BORCHU:You never exactly get to know what these women work as, how old they are or where they’re living because I wanted to show a world without definition and without borders and limits. We live mostly in our own world, our own thoughts, these very much influence our reality. My head is full of thoughts and that’s reality for me. Thoughts allow us to start thinking that things happen in a certain way and that’s what’s in this film. Everything is combined, Iva’s thoughts, Hedi’s thoughts, their wishes, they are reality like when they were having sex. That’s why I chose this way of telling their thoughts.

# What is home for you?

ZELLNER: I asked once, and she told me that it’s not like a country like Mongolia. It’s like the Gobi Desert, the songs, the language of her parents. It’s also not Germany, It’s not country, culture, but an individual way in which we grow up, no country, no borders.

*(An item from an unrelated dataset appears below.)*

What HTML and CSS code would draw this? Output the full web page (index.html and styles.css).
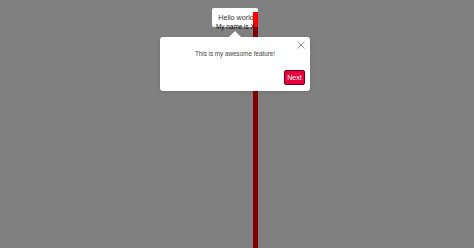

BORCHU:Now I think home is always where the heart is. Right now, when I go to my parents, they are my home, but I don’t have specific country, and I can’t say for certain. Many Mongolians say they’re proud to be Mongolian, but I'm not proud to be German. I'm not German anyway. I think I‘m just a person who’s living in this world and I have the right to go anywhere I want to go and nobody can stop me just because he thinks he belongs to a country more than I do. I can’t believe this is still going on and it’s actually happening in Europe right now. That’s a catastrophe.